3. **Finding a Counterexample (When it's NOT true):** It turns out, no! Here's how we can show it's false:
* **The "Messy Set":** First, we need a special, "messy" set on the number line. Mathematicians have proven that such sets exist, even if they're a bit hard to picture. These "messy" sets are *not* Borel sets. Let's call one such set $N$.
* **Our "Nice" Little Functions ($f_t(x)$):** Now, for every single number 't' on the number line, we create a tiny function $f_t(x)$:
* If 'x' is exactly equal to 't' AND 't' is part of our "Messy Set" $N$, then $f_t(x) = 1$.
* Otherwise (if 'x' is not 't', or if 't' is not in $N$), then $f_t(x) = 0$.

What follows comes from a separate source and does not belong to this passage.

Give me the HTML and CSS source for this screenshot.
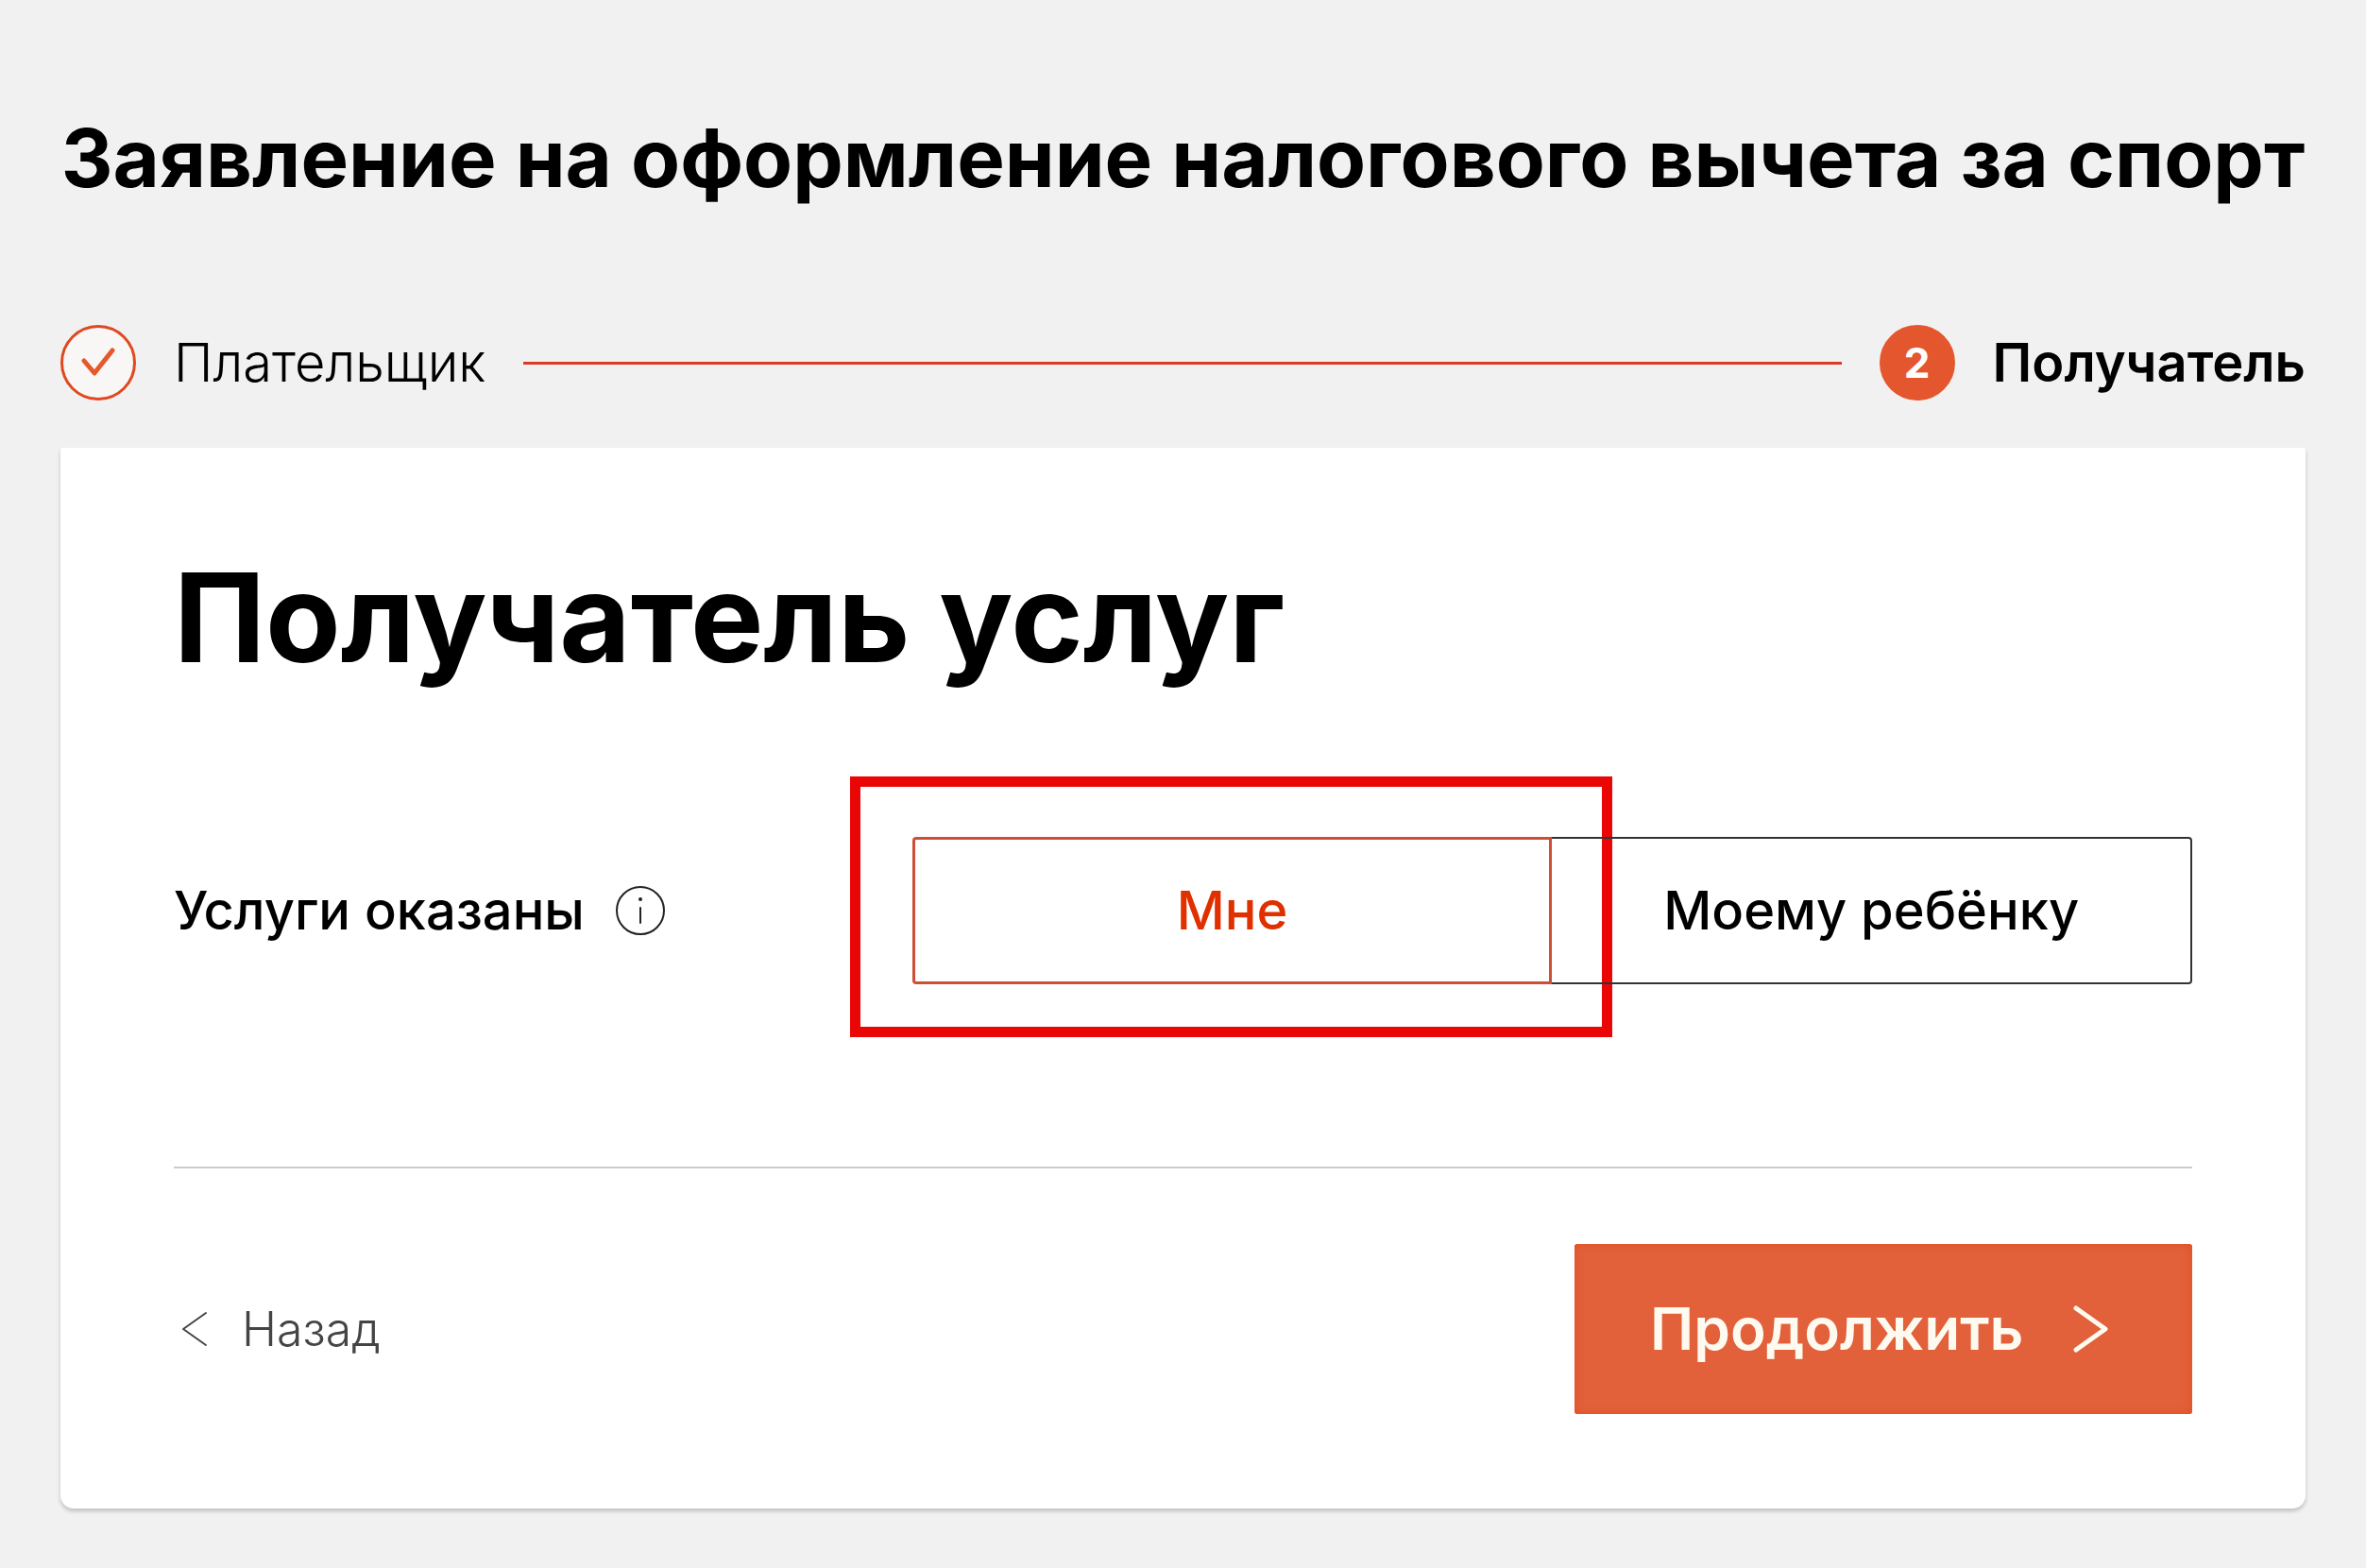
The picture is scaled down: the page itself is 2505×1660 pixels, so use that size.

* Each of these $f_t(x)$ functions is super simple: it's either 0 everywhere, or it's 1 at just one single point and 0 everywhere else. A single point is a "nice" set, so each $f_t(x)$ is a "nice" (Borel measurable) function.
* **Building the "Highest Value" Function ($f(x)$):** Now, let's see what $f(x) = \sup \{f_t(x) : t \in \mathbf{R}\}$ looks like:
* **If 'x' is in our "Messy Set" $N$:** When we look at $f_x(x)$ (that's the function where 't' is exactly 'x'), it will be 1 (because 'x' is in $N$). No other $f_t(x)$ can be higher than 1. So, the highest value for $f(x)$ at this point 'x' is 1.
* **If 'x' is NOT in our "Messy Set" $N$:** For any 't', if $t=x$, then $f_x(x)=0$ (because 'x' is not in $N$). If $t \neq x$, then $f_t(x)=0$. So, for all 't', $f_t(x)$ is 0. This means the highest value for $f(x)$ at this point 'x' is 0.
* **The Resulting Function is "Messy":** So, $f(x)$ is 1 if $x$ is in the "Messy Set" $N$, and 0 if $x$ is not in $N$. This means $f(x)$ is essentially just telling us whether 'x' belongs to $N$. But since $N$ is a "Messy Set" (not a Borel set), this $f(x)$ itself is *not* a "nice" (Borel measurable) function!

4. **Conclusion:** We found an example where all the individual functions $f_t(x)$ are "nice" (Borel measurable), but when we take their supremum (the highest value among them), the resulting function $f(x)$ is "messy" (not Borel measurable) because it essentially becomes the indicator for a non-Borel set. So, the statement is false!